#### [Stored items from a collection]
━━━━━━━━━━━━━━━━

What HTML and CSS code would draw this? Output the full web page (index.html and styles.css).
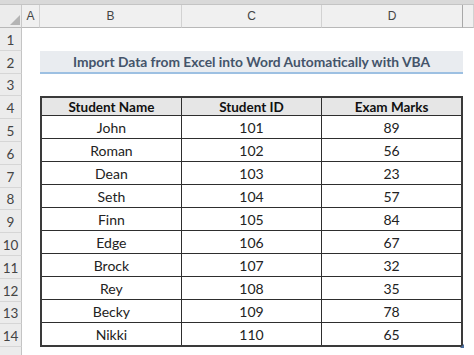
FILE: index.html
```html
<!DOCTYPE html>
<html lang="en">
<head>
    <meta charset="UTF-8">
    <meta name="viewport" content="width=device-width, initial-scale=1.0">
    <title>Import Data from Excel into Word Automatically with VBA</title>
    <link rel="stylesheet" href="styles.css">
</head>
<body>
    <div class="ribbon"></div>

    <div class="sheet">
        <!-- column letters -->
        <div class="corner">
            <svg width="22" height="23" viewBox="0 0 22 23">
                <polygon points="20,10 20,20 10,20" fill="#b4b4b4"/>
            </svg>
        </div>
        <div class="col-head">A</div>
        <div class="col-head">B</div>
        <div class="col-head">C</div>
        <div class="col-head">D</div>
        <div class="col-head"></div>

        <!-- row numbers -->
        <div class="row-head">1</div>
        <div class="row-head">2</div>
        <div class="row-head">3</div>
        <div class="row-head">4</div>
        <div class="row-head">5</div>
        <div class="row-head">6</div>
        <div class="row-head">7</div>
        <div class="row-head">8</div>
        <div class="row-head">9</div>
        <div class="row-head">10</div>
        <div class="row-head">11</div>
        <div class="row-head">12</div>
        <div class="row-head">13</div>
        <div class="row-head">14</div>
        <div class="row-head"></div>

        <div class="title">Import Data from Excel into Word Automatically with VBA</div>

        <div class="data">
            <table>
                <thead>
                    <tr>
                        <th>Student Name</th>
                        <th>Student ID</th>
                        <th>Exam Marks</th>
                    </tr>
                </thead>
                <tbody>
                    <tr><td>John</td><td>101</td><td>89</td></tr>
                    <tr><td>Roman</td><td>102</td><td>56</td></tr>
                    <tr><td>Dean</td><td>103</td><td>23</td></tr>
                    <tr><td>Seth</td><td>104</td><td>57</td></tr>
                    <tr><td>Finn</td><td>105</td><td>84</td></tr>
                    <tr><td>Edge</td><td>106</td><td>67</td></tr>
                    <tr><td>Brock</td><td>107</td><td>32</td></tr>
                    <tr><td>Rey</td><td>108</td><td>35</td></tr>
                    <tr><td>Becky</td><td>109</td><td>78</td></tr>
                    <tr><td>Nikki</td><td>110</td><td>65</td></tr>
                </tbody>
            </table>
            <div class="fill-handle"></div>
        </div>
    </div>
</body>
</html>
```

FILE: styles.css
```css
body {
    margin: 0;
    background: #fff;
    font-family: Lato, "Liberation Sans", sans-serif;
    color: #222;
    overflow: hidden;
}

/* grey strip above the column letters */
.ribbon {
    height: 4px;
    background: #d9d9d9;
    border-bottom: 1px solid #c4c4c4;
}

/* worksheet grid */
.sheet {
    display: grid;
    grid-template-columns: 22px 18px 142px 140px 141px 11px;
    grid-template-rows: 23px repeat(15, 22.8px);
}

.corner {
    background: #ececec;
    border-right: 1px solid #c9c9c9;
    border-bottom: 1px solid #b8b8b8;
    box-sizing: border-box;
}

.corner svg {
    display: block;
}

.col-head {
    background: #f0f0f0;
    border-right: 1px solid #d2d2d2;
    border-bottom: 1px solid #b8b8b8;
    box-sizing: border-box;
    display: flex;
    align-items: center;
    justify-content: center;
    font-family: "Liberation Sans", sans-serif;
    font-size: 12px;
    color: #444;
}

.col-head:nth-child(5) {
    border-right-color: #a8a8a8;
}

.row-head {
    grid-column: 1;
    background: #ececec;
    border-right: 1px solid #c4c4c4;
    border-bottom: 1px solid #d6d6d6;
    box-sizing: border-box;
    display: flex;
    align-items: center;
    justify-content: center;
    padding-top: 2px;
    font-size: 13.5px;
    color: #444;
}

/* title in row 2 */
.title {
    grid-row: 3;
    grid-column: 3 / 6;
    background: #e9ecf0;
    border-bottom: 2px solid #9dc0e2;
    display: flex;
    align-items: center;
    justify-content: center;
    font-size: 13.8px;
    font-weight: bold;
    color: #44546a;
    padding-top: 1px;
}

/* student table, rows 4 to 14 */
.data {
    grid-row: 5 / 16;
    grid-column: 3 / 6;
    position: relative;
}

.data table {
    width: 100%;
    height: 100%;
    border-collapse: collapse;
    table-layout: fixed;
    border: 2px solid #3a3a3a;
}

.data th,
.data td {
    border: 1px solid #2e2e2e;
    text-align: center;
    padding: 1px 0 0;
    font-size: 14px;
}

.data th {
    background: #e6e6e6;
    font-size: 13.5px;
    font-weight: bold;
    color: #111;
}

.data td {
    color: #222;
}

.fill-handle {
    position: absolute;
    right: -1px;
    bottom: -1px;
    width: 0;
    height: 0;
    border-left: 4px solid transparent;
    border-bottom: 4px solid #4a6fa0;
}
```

━━━━━━━━━━━━━━━━

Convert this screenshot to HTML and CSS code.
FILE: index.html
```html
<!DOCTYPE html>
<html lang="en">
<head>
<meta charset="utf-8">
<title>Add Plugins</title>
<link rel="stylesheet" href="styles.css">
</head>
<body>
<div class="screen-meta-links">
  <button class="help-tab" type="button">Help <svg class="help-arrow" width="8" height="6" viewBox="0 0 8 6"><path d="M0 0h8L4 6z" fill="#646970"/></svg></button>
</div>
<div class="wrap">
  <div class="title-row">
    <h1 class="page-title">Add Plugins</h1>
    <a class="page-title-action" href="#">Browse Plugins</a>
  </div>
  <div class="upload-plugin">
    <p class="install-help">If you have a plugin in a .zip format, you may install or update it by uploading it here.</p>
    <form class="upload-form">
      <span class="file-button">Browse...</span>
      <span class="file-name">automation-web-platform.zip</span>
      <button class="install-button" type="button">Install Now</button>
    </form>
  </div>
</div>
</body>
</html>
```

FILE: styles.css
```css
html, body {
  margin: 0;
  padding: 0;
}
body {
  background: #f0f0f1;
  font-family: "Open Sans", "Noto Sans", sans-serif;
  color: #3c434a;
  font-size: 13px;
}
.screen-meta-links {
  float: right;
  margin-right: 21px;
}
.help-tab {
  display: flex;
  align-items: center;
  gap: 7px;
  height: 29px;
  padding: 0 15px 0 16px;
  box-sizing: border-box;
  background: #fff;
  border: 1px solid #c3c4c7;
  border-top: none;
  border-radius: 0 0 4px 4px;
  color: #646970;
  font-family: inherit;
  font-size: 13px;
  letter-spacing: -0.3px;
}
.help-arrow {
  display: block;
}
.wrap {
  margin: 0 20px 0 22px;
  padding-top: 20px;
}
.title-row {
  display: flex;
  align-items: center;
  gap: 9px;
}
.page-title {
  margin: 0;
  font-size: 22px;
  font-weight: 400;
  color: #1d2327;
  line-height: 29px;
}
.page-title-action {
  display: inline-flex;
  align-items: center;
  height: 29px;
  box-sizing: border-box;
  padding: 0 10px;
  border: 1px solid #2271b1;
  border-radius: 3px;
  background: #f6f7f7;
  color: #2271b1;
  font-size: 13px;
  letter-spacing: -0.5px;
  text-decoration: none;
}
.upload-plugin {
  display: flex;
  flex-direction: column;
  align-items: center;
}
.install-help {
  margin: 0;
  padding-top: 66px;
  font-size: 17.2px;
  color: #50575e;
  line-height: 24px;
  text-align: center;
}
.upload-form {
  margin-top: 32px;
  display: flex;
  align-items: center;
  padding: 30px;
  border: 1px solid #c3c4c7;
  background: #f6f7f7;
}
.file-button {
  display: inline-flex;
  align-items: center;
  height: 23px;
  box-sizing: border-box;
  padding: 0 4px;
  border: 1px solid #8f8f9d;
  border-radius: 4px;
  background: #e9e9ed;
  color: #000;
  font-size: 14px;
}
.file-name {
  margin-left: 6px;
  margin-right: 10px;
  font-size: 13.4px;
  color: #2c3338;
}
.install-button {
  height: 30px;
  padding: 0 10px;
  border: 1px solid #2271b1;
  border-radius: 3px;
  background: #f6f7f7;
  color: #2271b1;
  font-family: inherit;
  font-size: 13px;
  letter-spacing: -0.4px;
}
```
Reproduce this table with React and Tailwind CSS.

━━━━━━━━━━━━━━━━

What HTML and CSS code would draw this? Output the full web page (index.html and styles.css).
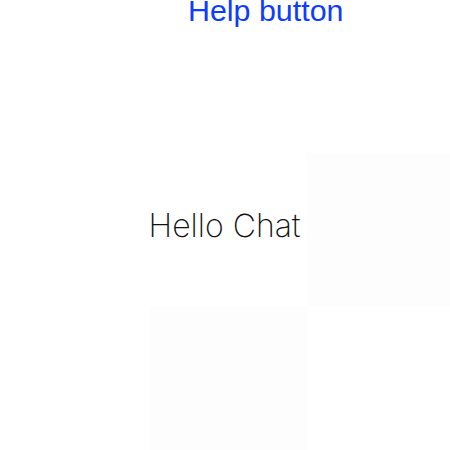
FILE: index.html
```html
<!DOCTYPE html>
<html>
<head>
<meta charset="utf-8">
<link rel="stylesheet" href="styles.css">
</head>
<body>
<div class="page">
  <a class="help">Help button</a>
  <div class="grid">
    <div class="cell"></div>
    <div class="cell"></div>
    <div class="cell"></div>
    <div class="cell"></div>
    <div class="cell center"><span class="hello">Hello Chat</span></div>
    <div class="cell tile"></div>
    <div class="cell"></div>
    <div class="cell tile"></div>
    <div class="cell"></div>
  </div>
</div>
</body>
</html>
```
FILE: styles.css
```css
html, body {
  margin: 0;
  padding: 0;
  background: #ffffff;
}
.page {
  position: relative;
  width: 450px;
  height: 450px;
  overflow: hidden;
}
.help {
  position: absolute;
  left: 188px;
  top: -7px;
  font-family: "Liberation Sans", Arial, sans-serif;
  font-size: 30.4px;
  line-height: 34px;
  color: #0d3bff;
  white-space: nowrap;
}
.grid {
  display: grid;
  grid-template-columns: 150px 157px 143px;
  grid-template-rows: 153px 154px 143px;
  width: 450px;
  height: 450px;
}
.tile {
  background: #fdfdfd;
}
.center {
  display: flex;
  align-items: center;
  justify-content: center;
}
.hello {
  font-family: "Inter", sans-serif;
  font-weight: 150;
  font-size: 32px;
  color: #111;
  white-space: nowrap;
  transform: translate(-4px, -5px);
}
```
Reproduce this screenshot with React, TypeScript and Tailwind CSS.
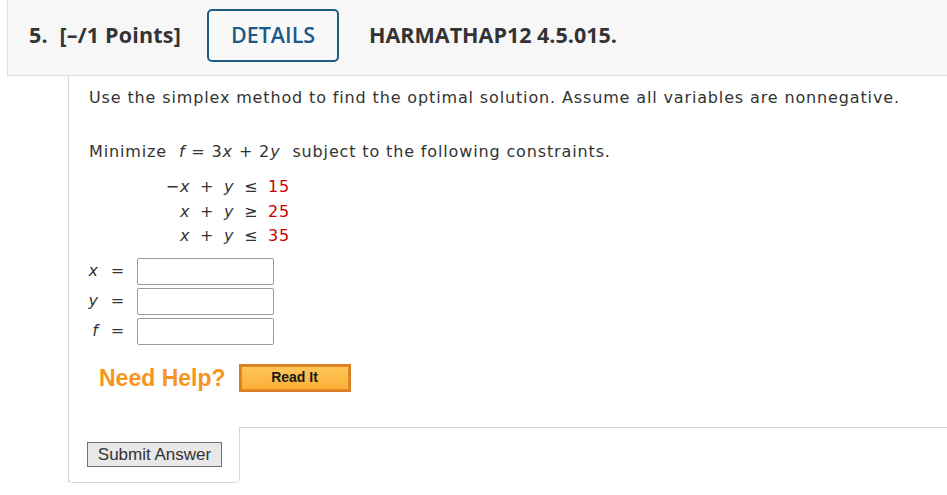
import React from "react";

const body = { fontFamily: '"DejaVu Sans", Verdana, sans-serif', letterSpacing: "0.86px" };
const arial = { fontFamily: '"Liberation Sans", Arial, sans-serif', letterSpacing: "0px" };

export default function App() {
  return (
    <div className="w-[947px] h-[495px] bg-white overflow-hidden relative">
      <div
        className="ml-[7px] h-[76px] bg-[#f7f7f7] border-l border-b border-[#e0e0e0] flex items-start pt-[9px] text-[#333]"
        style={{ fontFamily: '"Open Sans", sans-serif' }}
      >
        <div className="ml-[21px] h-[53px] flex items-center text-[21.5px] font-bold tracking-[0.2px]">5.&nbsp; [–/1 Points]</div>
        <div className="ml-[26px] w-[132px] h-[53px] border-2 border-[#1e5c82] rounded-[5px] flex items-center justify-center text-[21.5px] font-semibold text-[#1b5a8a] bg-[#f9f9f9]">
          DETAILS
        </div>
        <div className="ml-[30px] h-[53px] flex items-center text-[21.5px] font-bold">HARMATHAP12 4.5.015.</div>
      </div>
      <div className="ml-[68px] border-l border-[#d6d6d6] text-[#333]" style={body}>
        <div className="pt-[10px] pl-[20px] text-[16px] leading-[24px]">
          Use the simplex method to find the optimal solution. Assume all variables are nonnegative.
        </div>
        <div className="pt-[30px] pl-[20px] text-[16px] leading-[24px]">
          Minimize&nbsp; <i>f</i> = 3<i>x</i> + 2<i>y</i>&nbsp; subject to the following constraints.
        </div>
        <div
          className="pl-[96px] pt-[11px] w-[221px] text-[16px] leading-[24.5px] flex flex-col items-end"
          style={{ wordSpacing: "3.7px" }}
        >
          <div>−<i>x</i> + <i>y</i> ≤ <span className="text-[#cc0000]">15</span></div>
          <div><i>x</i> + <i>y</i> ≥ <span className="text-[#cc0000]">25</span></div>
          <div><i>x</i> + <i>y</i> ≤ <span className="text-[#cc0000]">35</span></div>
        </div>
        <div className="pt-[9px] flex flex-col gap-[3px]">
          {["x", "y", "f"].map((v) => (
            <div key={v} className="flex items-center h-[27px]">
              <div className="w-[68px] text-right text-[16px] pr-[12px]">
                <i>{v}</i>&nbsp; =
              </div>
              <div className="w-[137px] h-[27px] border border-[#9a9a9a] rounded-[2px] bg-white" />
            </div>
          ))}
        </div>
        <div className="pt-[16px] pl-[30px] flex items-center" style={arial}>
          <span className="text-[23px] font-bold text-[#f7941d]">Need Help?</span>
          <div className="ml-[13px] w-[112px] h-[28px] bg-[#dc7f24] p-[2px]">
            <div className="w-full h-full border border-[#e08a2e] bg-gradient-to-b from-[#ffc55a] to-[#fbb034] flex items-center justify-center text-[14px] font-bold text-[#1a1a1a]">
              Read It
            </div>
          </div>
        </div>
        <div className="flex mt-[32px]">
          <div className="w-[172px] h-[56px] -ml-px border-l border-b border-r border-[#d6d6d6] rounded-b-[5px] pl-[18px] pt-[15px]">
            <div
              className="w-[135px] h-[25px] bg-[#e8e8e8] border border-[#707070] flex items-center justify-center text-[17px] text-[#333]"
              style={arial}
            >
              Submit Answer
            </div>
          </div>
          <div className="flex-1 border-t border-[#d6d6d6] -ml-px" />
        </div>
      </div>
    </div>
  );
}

━━━━━━━━━━━━━━━━

#### [Task instructions]
All lines holding the word "screenshot" should be picked out and copied.

#### [Result for this task]
Convert this screenshot to HTML and CSS code.
Reproduce this screenshot with React, TypeScript and Tailwind CSS.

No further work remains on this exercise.